● **Written instruction**:
Copy the data below exactly, omitting any picture it contains.

● **Provided data**:
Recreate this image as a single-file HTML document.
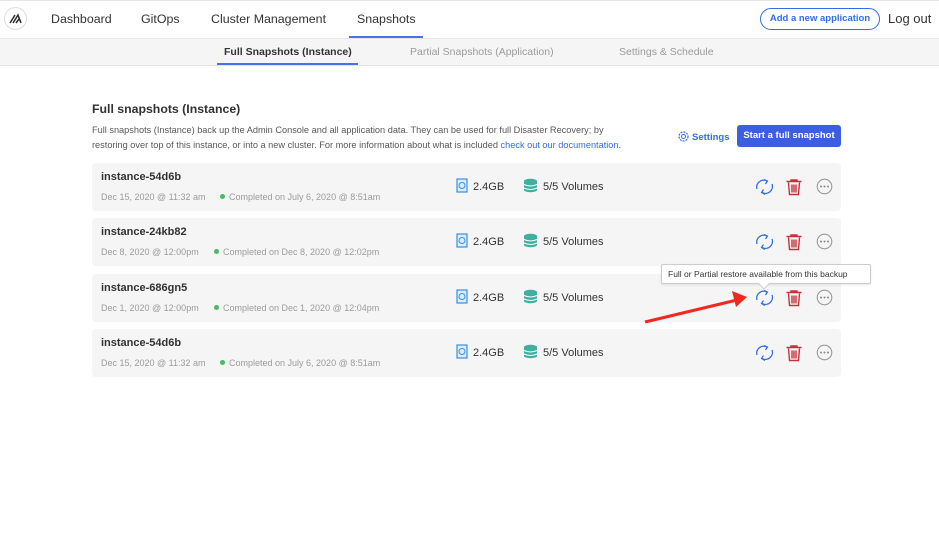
<!DOCTYPE html>
<html><head><meta charset="utf-8"><style>
*{margin:0;padding:0;box-sizing:border-box}
body{width:939px;height:555px;background:#fff;font-family:"Liberation Sans",Arial,sans-serif;position:relative;overflow:hidden;color:#323232}
.a{position:absolute;white-space:nowrap}
.nav{font-size:12.4px;color:#323232;top:12px}
.sub{font-size:10.5px;top:46px;color:#9b9b9b}
.row{position:absolute;left:92px;width:749px;height:48px;background:#f5f5f5;border-radius:4px}
.row .n{position:absolute;left:9px;top:8px;font-size:11px;font-weight:bold;color:#323232}
.row .d{position:absolute;left:9px;top:29px;font-size:9px;color:#9b9b9b}
.row .c{position:absolute;top:29px;font-size:9px;color:#9b9b9b}
.row .c:before{content:"";display:inline-block;width:5px;height:5px;border-radius:50%;background:#44bb66;margin-right:4px;vertical-align:1px}
.row .s{position:absolute;left:381px;top:18px;font-size:11px;color:#323232}
.row .v{position:absolute;left:451px;top:18px;font-size:11px;color:#323232}
</style></head><body>
<div style="position:absolute;left:0;top:0;width:939px;height:1px;background:#e6e6e6"></div>
<div class="a" style="left:4px;top:7px;width:23px;height:23px;border:1px solid #ddd;border-radius:50%"><svg width="21" height="21" viewBox="0 0 21 21"><path d="M5 15l5-8M8 15l5-8 3 8M11 15l3-4" stroke="#333" stroke-width="1.6" fill="none"/></svg></div>
<div class="a nav" style="left:51px">Dashboard</div>
<div class="a nav" style="left:141px">GitOps</div>
<div class="a nav" style="left:211px">Cluster Management</div>
<div class="a nav" style="left:357px">Snapshots</div>
<div class="a" style="left:349px;top:36px;width:74px;height:2px;background:#4a72e8"></div>
<div class="a" style="left:760px;top:8px;width:120px;height:22px;border:1px solid #326de6;border-radius:12px;color:#326de6;font-size:9.5px;font-weight:bold;text-align:center;line-height:20px">Add a new application</div>
<div class="a" style="left:888px;top:11px;font-size:13px;color:#323232">Log out</div>
<div class="a" style="left:0;top:38px;width:939px;height:28px;background:#f5f5f5;border-top:1px solid #e6e6e6;border-bottom:1px solid #e4e4e4"></div>
<div class="a sub" style="left:224px;color:#323232;font-weight:bold">Full Snapshots (Instance)</div>
<div class="a" style="left:217px;top:63px;width:141px;height:2px;background:#4a72e8"></div>
<div class="a sub" style="left:410px">Partial Snapshots (Application)</div>
<div class="a sub" style="left:619px">Settings &amp; Schedule</div>
<div class="a" style="left:92px;top:102px;font-size:12.3px;font-weight:bold;color:#323232">Full snapshots (Instance)</div>
<div class="a" style="left:92px;top:123px;font-size:9.2px;color:#585858;line-height:15px">Full snapshots (Instance) back up the Admin Console and all application data. They can be used for full Disaster Recovery; by<br>restoring over top of this instance, or into a new cluster. For more information about what is included <span style="color:#326de6">check out our documentation</span>.</div>
<div class="a" style="left:677px;top:130px;font-size:9.5px;font-weight:bold;color:#326de6"><svg width="13" height="13" viewBox="0 0 13 13" style="vertical-align:-3px;margin-right:2px"><circle cx="6.5" cy="6.5" r="4.5" fill="none" stroke="#326de6" stroke-width="1.2" stroke-dasharray="2 1"/><circle cx="6.5" cy="6.5" r="2" fill="none" stroke="#326de6"/></svg>Settings</div>
<div class="a" style="left:737px;top:125px;width:104px;height:22px;background:#3b5fe0;border-radius:3px;color:#fff;font-size:9.5px;font-weight:bold;text-align:center;line-height:22px">Start a full snapshot</div>

<div class="row" style="top:163px"><div class="n">instance-54d6b</div><div class="d">Dec 15, 2020 @ 11:32 am</div><div class="c" style="left:128px">Completed on July 6, 2020 @ 8:51am</div><div class="s">2.4GB</div><div class="v">5/5 Volumes</div></div>
<div class="row" style="top:218px"><div class="n">instance-24kb82</div><div class="d">Dec 8, 2020 @ 12:00pm</div><div class="c" style="left:122px">Completed on Dec 8, 2020 @ 12:02pm</div><div class="s">2.4GB</div><div class="v">5/5 Volumes</div></div>
<div class="row" style="top:274px"><div class="n">instance-686gn5</div><div class="d">Dec 1, 2020 @ 12:00pm</div><div class="c" style="left:122px">Completed on Dec 1, 2020 @ 12:04pm</div><div class="s">2.4GB</div><div class="v">5/5 Volumes</div></div>
<div class="row" style="top:329px"><div class="n">instance-54d6b</div><div class="d">Dec 15, 2020 @ 11:32 am</div><div class="c" style="left:128px">Completed on July 6, 2020 @ 8:51am</div><div class="s">2.4GB</div><div class="v">5/5 Volumes</div></div>

<svg class="a" style="left:0;top:0" width="939" height="555">
<defs>
<g id="ic">
<rect x="457" y="0" width="10" height="13" fill="#d9ecfb" stroke="#3a8fe0" stroke-width="1.2"/>
<circle cx="462" cy="6.5" r="3" fill="none" stroke="#3a8fe0"/>
<ellipse cx="530.5" cy="2" rx="6.5" ry="2.2" fill="#3fb0a0"/>
<rect x="524" y="2" width="13" height="9" fill="#3fb0a0"/>
<ellipse cx="530.5" cy="11" rx="6.5" ry="2.2" fill="#3fb0a0"/>
<path d="M524 5.5q6.5 3 13 0M524 9q6.5 3 13 0" stroke="#fff" fill="none"/>
<path d="M757 10a7 7 0 0 1 10-8M772 5a7 7 0 0 1-10 8.5" stroke="#326de6" stroke-width="1.3" fill="none"/>
<path d="M764 0.5l3.5 1.5-2 3M765 15.5l-3.5-2 2-3" stroke="#326de6" stroke-width="1.2" fill="none"/>
<path d="M786.5 2.5h15M791 2.5v-1.5h6v1.5M788.5 3.5l1 12h9l1-12M792 5.5v8M794 5.5v8M796 5.5v8" stroke="#c6313b" stroke-width="1.4" fill="none"/>
<circle cx="824.5" cy="7.5" r="7.3" fill="none" stroke="#999" stroke-width="1.1"/>
<circle cx="821" cy="7.5" r="1" fill="#888"/><circle cx="824.5" cy="7.5" r="1" fill="#888"/><circle cx="828" cy="7.5" r="1" fill="#888"/>
</g>
</defs>
<use href="#ic" y="179"/>
<use href="#ic" y="234"/>
<use href="#ic" y="290"/>
<use href="#ic" y="345"/>
<path d="M645 322L737 300" stroke="#f0281e" stroke-width="3"/>
<path d="M747 297l-15-6 4 16z" fill="#f0281e"/>
</svg>
<div class="a" style="left:661px;top:264px;width:210px;height:20px;background:#fff;border:1px solid #ccc;border-radius:2px;font-size:8.5px;color:#323232;line-height:18px;padding-left:6px;box-shadow:0 1px 2px rgba(0,0,0,.1)">Full or Partial restore available from this backup</div>
<div class="a" style="left:760px;top:280px;width:8px;height:8px;background:#fff;border-right:1px solid #ccc;border-bottom:1px solid #ccc;transform:rotate(45deg)"></div>
</body></html>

● **Exercise output**:
Recreate this image as a single-file HTML document.
<!DOCTYPE html>
<html><head><meta charset="utf-8"><style>
*{margin:0;padding:0;box-sizing:border-box}
body{width:939px;height:555px;background:#fff;font-family:"Liberation Sans",Arial,sans-serif;position:relative;overflow:hidden;color:#323232}
.a{position:absolute;white-space:nowrap}
.nav{font-size:12.4px;color:#323232;top:12px}
.sub{font-size:10.5px;top:46px;color:#9b9b9b}
.row{position:absolute;left:92px;width:749px;height:48px;background:#f5f5f5;border-radius:4px}
.row .n{position:absolute;left:9px;top:8px;font-size:11px;font-weight:bold;color:#323232}
.row .d{position:absolute;left:9px;top:29px;font-size:9px;color:#9b9b9b}
.row .c{position:absolute;top:29px;font-size:9px;color:#9b9b9b}
.row .c:before{content:"";display:inline-block;width:5px;height:5px;border-radius:50%;background:#44bb66;margin-right:4px;vertical-align:1px}
.row .s{position:absolute;left:381px;top:18px;font-size:11px;color:#323232}
.row .v{position:absolute;left:451px;top:18px;font-size:11px;color:#323232}
</style></head><body>
<div style="position:absolute;left:0;top:0;width:939px;height:1px;background:#e6e6e6"></div>
<div class="a" style="left:4px;top:7px;width:23px;height:23px;border:1px solid #ddd;border-radius:50%"><svg width="21" height="21" viewBox="0 0 21 21"><path d="M5 15l5-8M8 15l5-8 3 8M11 15l3-4" stroke="#333" stroke-width="1.6" fill="none"/></svg></div>
<div class="a nav" style="left:51px">Dashboard</div>
<div class="a nav" style="left:141px">GitOps</div>
<div class="a nav" style="left:211px">Cluster Management</div>
<div class="a nav" style="left:357px">Snapshots</div>
<div class="a" style="left:349px;top:36px;width:74px;height:2px;background:#4a72e8"></div>
<div class="a" style="left:760px;top:8px;width:120px;height:22px;border:1px solid #326de6;border-radius:12px;color:#326de6;font-size:9.5px;font-weight:bold;text-align:center;line-height:20px">Add a new application</div>
<div class="a" style="left:888px;top:11px;font-size:13px;color:#323232">Log out</div>
<div class="a" style="left:0;top:38px;width:939px;height:28px;background:#f5f5f5;border-top:1px solid #e6e6e6;border-bottom:1px solid #e4e4e4"></div>
<div class="a sub" style="left:224px;color:#323232;font-weight:bold">Full Snapshots (Instance)</div>
<div class="a" style="left:217px;top:63px;width:141px;height:2px;background:#4a72e8"></div>
<div class="a sub" style="left:410px">Partial Snapshots (Application)</div>
<div class="a sub" style="left:619px">Settings &amp; Schedule</div>
<div class="a" style="left:92px;top:102px;font-size:12.3px;font-weight:bold;color:#323232">Full snapshots (Instance)</div>
<div class="a" style="left:92px;top:123px;font-size:9.2px;color:#585858;line-height:15px">Full snapshots (Instance) back up the Admin Console and all application data. They can be used for full Disaster Recovery; by<br>restoring over top of this instance, or into a new cluster. For more information about what is included <span style="color:#326de6">check out our documentation</span>.</div>
<div class="a" style="left:677px;top:130px;font-size:9.5px;font-weight:bold;color:#326de6"><svg width="13" height="13" viewBox="0 0 13 13" style="vertical-align:-3px;margin-right:2px"><circle cx="6.5" cy="6.5" r="4.5" fill="none" stroke="#326de6" stroke-width="1.2" stroke-dasharray="2 1"/><circle cx="6.5" cy="6.5" r="2" fill="none" stroke="#326de6"/></svg>Settings</div>
<div class="a" style="left:737px;top:125px;width:104px;height:22px;background:#3b5fe0;border-radius:3px;color:#fff;font-size:9.5px;font-weight:bold;text-align:center;line-height:22px">Start a full snapshot</div>

<div class="row" style="top:163px"><div class="n">instance-54d6b</div><div class="d">Dec 15, 2020 @ 11:32 am</div><div class="c" style="left:128px">Completed on July 6, 2020 @ 8:51am</div><div class="s">2.4GB</div><div class="v">5/5 Volumes</div></div>
<div class="row" style="top:218px"><div class="n">instance-24kb82</div><div class="d">Dec 8, 2020 @ 12:00pm</div><div class="c" style="left:122px">Completed on Dec 8, 2020 @ 12:02pm</div><div class="s">2.4GB</div><div class="v">5/5 Volumes</div></div>
<div class="row" style="top:274px"><div class="n">instance-686gn5</div><div class="d">Dec 1, 2020 @ 12:00pm</div><div class="c" style="left:122px">Completed on Dec 1, 2020 @ 12:04pm</div><div class="s">2.4GB</div><div class="v">5/5 Volumes</div></div>
<div class="row" style="top:329px"><div class="n">instance-54d6b</div><div class="d">Dec 15, 2020 @ 11:32 am</div><div class="c" style="left:128px">Completed on July 6, 2020 @ 8:51am</div><div class="s">2.4GB</div><div class="v">5/5 Volumes</div></div>

<svg class="a" style="left:0;top:0" width="939" height="555">
<defs>
<g id="ic">
<rect x="457" y="0" width="10" height="13" fill="#d9ecfb" stroke="#3a8fe0" stroke-width="1.2"/>
<circle cx="462" cy="6.5" r="3" fill="none" stroke="#3a8fe0"/>
<ellipse cx="530.5" cy="2" rx="6.5" ry="2.2" fill="#3fb0a0"/>
<rect x="524" y="2" width="13" height="9" fill="#3fb0a0"/>
<ellipse cx="530.5" cy="11" rx="6.5" ry="2.2" fill="#3fb0a0"/>
<path d="M524 5.5q6.5 3 13 0M524 9q6.5 3 13 0" stroke="#fff" fill="none"/>
<path d="M757 10a7 7 0 0 1 10-8M772 5a7 7 0 0 1-10 8.5" stroke="#326de6" stroke-width="1.3" fill="none"/>
<path d="M764 0.5l3.5 1.5-2 3M765 15.5l-3.5-2 2-3" stroke="#326de6" stroke-width="1.2" fill="none"/>
<path d="M786.5 2.5h15M791 2.5v-1.5h6v1.5M788.5 3.5l1 12h9l1-12M792 5.5v8M794 5.5v8M796 5.5v8" stroke="#c6313b" stroke-width="1.4" fill="none"/>
<circle cx="824.5" cy="7.5" r="7.3" fill="none" stroke="#999" stroke-width="1.1"/>
<circle cx="821" cy="7.5" r="1" fill="#888"/><circle cx="824.5" cy="7.5" r="1" fill="#888"/><circle cx="828" cy="7.5" r="1" fill="#888"/>
</g>
</defs>
<use href="#ic" y="179"/>
<use href="#ic" y="234"/>
<use href="#ic" y="290"/>
<use href="#ic" y="345"/>
<path d="M645 322L737 300" stroke="#f0281e" stroke-width="3"/>
<path d="M747 297l-15-6 4 16z" fill="#f0281e"/>
</svg>
<div class="a" style="left:661px;top:264px;width:210px;height:20px;background:#fff;border:1px solid #ccc;border-radius:2px;font-size:8.5px;color:#323232;line-height:18px;padding-left:6px;box-shadow:0 1px 2px rgba(0,0,0,.1)">Full or Partial restore available from this backup</div>
<div class="a" style="left:760px;top:280px;width:8px;height:8px;background:#fff;border-right:1px solid #ccc;border-bottom:1px solid #ccc;transform:rotate(45deg)"></div>
</body></html>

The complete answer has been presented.